Provided data:
-- start --

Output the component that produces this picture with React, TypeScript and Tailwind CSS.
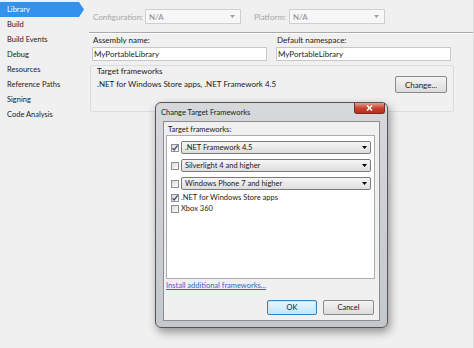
import React from 'react';

const navItems = ['Library', 'Build', 'Build Events', 'Debug', 'Resources', 'Reference Paths', 'Signing', 'Code Analysis'];

const Arrow = ({ color = '#000' }: { color?: string }) => (
    <svg width="5" height="3" viewBox="0 0 5 3" className="shrink-0">
        <path d="M0 0 H5 L2.5 3 Z" fill={color} />
    </svg>
);

const CheckBox = ({ checked }: { checked?: boolean }) => (
    <div className="relative w-[8px] h-[8px] shrink-0 border border-[#8e8f8f] bg-gradient-to-br from-[#dcdcdc] to-[#fbfbfb]">
        {checked && (
            <svg width="8" height="8" viewBox="0 0 8 8" className="absolute -left-[1px] -top-[1px]">
                <path d="M1.5 4.2 L3.2 6 L6.6 1.4" fill="none" stroke="#3b4f86" strokeWidth="1.3" />
            </svg>
        )}
    </div>
);

const FrameworkCombo = ({ label, checked }: { label: string; checked?: boolean }) => (
    <div className="flex items-center h-[13px]">
        <div className="w-[10px] flex justify-start">
            <CheckBox checked={checked} />
        </div>
        <div className="flex-1 h-[13px] border border-[#7a7a7a] rounded-[2px] bg-gradient-to-b from-[#f6f6f6] to-[#dedede] flex items-center justify-between pl-[3px] pr-[3px]">
            <span className="leading-none">{label}</span>
            <Arrow />
        </div>
    </div>
);

export default function App() {
    return (
        <div className="relative w-[474px] h-[348px] overflow-hidden bg-[#f0f0f0] flex font-['Lato',sans-serif] text-[8px] text-[#1a1a1a] border-r border-[#dedede]">
            {/* Left navigation */}
            <div className="w-[86px] shrink-0 pt-[2px] text-[7.5px]">
                {navItems.map((item, i) => (
                    <div key={item} className="relative h-[15px] flex items-center pl-[7px]">
                        {i === 0 && (
                            <div className="absolute left-0 top-0 w-[84px] h-[15px] bg-[#3193ee] [clip-path:polygon(0_0,79px_0,84px_50%,79px_100%,0_100%)]"></div>
                        )}
                        <span className={`relative ${i === 0 ? 'text-white' : 'text-[#1a1a1a]'}`}>{item}</span>
                    </div>
                ))}
            </div>

            {/* Page content */}
            <div className="flex-1 flex flex-col pt-[9px]">
                <div className="flex items-center h-[15px] pl-[7px]">
                    <span className="text-[#a6a6a6] w-[52px]">Configuration:</span>
                    <div className="w-[96px] h-[15px] border border-[#cfcfcf] bg-[#f7f7f7] flex items-center justify-between pl-[3px] pr-[5px] text-[#8a8a8a]">
                        <span>N/A</span>
                        <Arrow color="#a0a0a0" />
                    </div>
                    <span className="text-[#a6a6a6] ml-[13px] w-[35px]">Platform:</span>
                    <div className="w-[96px] h-[15px] border border-[#cfcfcf] bg-[#f7f7f7] flex items-center justify-between pl-[3px] pr-[5px] text-[#8a8a8a]">
                        <span>N/A</span>
                        <Arrow color="#a0a0a0" />
                    </div>
                </div>

                <div className="mt-[8px] ml-[3px] h-[2px] border-t border-[#a9a9a9] border-b border-b-white"></div>

                <div className="flex mt-[1px] pl-[6px] gap-[9px]">
                    <div className="flex flex-col w-[175px]">
                        <span className="h-[11px] leading-[11px] pl-[1px]">Assembly name:</span>
                        <div className="mt-[1px] h-[14px] bg-white border border-[#c7c7c7] flex items-center pl-[1px]">MyPortableLibrary</div>
                    </div>
                    <div className="flex flex-col w-[175px]">
                        <span className="h-[11px] leading-[11px] pl-[1px]">Default namespace:</span>
                        <div className="mt-[1px] h-[14px] bg-white border border-[#c7c7c7] flex items-center pl-[1px]">MyPortableLibrary</div>
                    </div>
                </div>

                <div className="mt-[4px] ml-[4px] w-[364px] h-[47px] border border-[#d9dde2] rounded-[2px] flex justify-between pl-[6px] pr-[6px]">
                    <div className="flex flex-col">
                        <span className="h-[10px] leading-[10px]">Target frameworks</span>
                        <span className="mt-[3px] h-[10px] leading-[10px]">.NET for Windows Store apps, .NET Framework 4.5</span>
                    </div>
                    <button className="mt-[10px] w-[52px] h-[17px] border border-[#8a8a8a] rounded-[2px] bg-gradient-to-b from-[#f4f4f4] to-[#dcdcdc] text-[#1a1a1a]">Change...</button>
                </div>
            </div>

            {/* Change Target Frameworks dialog */}
            <div className="absolute left-[155px] top-[102px] w-[233px] h-[226px] rounded-[6px] border border-[#555] bg-gradient-to-b from-[#d6d8db] to-[#c4c7cb] shadow-[2px_4px_10px_rgba(0,0,0,0.4)] flex flex-col px-[7px] pb-[6px] text-[7.5px]">
                <div className="relative h-[18px] flex items-center">
                    <span className="-ml-[2px] pt-[1px] text-[#1a1a1a]">Change Target Frameworks</span>
                    <div className="absolute -right-[5px] top-0 w-[31px] h-[11px] rounded-b-[3px] border border-[#7a2a20] border-t-0 bg-gradient-to-b from-[#e09d8e] via-[#c9432f] to-[#b43020] flex items-center justify-center">
                        <svg width="7" height="6" viewBox="0 0 7 6">
                            <path d="M1 0.5 L6 5.5 M6 0.5 L1 5.5" stroke="#fff" strokeWidth="1.5" />
                        </svg>
                    </div>
                </div>

                <div className="flex-1 border border-[#8d8d8d] bg-[#f0f0f0] flex flex-col pl-[2px] pr-[4px] pt-[3px]">
                    <span className="h-[10px] leading-[10px] pl-[2px]">Target frameworks:</span>
                    <div className="h-[144px] bg-white border border-[#abadb3] flex flex-col pl-[4px] pr-[3px] pt-[5px]">
                        <div className="flex flex-col gap-[5px]">
                            <FrameworkCombo label=".NET Framework 4.5" checked />
                            <FrameworkCombo label="Silverlight 4 and higher" />
                            <FrameworkCombo label="Windows Phone 7 and higher" />
                        </div>
                        <div className="mt-[2px] flex items-center h-[11px]">
                            <div className="w-[10px]"><CheckBox checked /></div>
                            <span>.NET for Windows Store apps</span>
                        </div>
                        <div className="flex items-center h-[11px]">
                            <div className="w-[10px]"><CheckBox /></div>
                            <span>Xbox 360</span>
                        </div>
                    </div>
                    <span className="mt-[2px] h-[10px] leading-[10px] text-[#3366cc] underline">Install additional frameworks...</span>
                    <div className="mt-[9px] flex justify-end gap-[6px] pr-[1px]">
                        <button className="w-[50px] h-[15px] border border-[#3c7fb1] rounded-[2px] bg-gradient-to-b from-[#eaf6fd] to-[#bee6fd] shadow-[inset_0_0_0_1px_#c5e7fa]">OK</button>
                        <button className="w-[51px] h-[15px] border border-[#8a8a8a] rounded-[2px] bg-gradient-to-b from-[#f4f4f4] to-[#dcdcdc]">Cancel</button>
                    </div>
                </div>
            </div>
        </div>
    );
}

-- end --

Objective: Please take the lines from the beginning of the data above through the line holding "const navItems = ['Library', 'Build', 'Build" and transcribe them exactly, without any pictures.

Solution for this exercise:
Output the component that produces this picture with React, TypeScript and Tailwind CSS.
import React from 'react';

const navItems = ['Library', 'Build', 'Build Events', 'Debug', 'Resources', 'Reference Paths', 'Signing', 'Code Analysis'];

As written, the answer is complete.